Бурбоны вернулись на французский престол благодаря странам антинаполеоновской коалиции и заплатили за их военное вмешательство значительным сокращением территории своего королевства. 30 мая 1814 года в столице Франции был подписан Парижский мирный договор, по которому побежденная страна возвращалась практически полностью в свои границы до 1792 года. При этом страны-победительницы не только значительно расширили свои территории за счет Франции, но вдобавок укрепили вокруг нее кольцо государств, призванных сдерживать ее и следить за нею. Детали раздела земель, отобранных у Франции, предстояло решить на Венском конгрессе, который открылся осенью 1814 года. А пока иностранные войска начали постепенно покидать Париж.

2 июня заставы вокруг столицы перешли под контроль французских солдат. 3 июня по бульварам потянулась нескончаемая цепь австрийских фургонов, выезжавших из города. За ними последовали русские и прусские войска. Александр I покинул город 4 июня – в тот самый день, когда Людовик XVIII прибыл в Бурбонский дворец, где заседало Законодательное собрание. Здесь король произнес речь, показавшую, что ему ясно: он вступает на престол в новое время и в новой стране, не похожей на Францию до 1789 года. После этого канцлер Дамбре прочел текст того основного закона, по которому французам предлагалось отныне существовать. Закон развивал принципы, изложенные в Сент-Уанской декларации, и гарантировал французам равенство перед законом, свободу исповедовать любую веру, свободу печати и неприкосновенность собственности. Закон этот, дарованный королем своим подданным 4 июня 1814 года, именовался не Конституцией, а Конституционной хартией – в память о средневековых французских традициях. Хотя Хартия 1814 года ограничивала право избирать и быть избранными, на тот момент это была самая либеральная конституция Европы (английская не отличалась такой веротерпимостью, как французская). Хартия была дарована так быстро по требованию русского императора Александра I: перед тем как покинуть Париж, он хотел убедиться в том, что Людовик XVIII исполняет свои обещания.

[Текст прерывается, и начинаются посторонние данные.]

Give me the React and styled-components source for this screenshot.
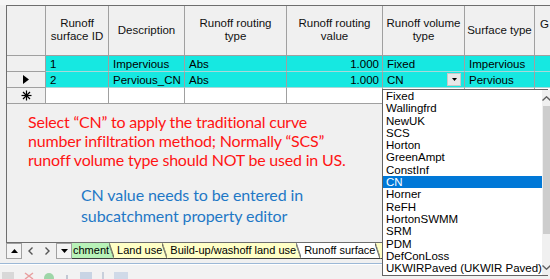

В Хартии были прописаны правила будущих выборов в палату депутатов, однако на период до начала этих выборов депутатами были назначены члены Законодательного корпуса, действовавшего при Империи. Согласно Хартии, члены другой палаты – палаты пэров – не выбирались, а назначались королем. Людовик XVIII оставил в этой верхней палате парламента многих членов имперского Сената, но дополнительно ввел в нее своих ставленников – представителей старинной знати и духовенства. При этом те сенаторы, которых в палату пэров не включили, не подверглись в эту пору никаким гонениям, хотя среди них были члены Конвента, голосовавшие в 1793 году за смерть Людовика XVI, – такие как Фуше или Сьейес. За бывшими сенаторами даже сохранили в качестве пожизненной пенсии их весьма солидное жалованье.

5 июня делегация от палаты депутатов отправилась в Тюильри благодарить короля за новую конституцию, принятую накануне. Тогда же к имени Людовика впервые был официально присоединен эпитет «Желанный» («le Désiré»). Благодарные депутации от разных сословий прибывали в Тюильри в течение всего лета 1814 года.

Конечно, Хартия не могла сразу понравиться всем французам, тем не менее к ее принципам привыкли довольно быстро. Когда через 16 лет Карл X дерзнул на них покуситься, французы совершили революцию, одним из главных лозунгов которой была защита Хартии. Русский посол Поццо ди Борго выразился очень точно: «Каждая партия нашла, с чем не согласиться в Хартии, и тем не менее все ей подчинились».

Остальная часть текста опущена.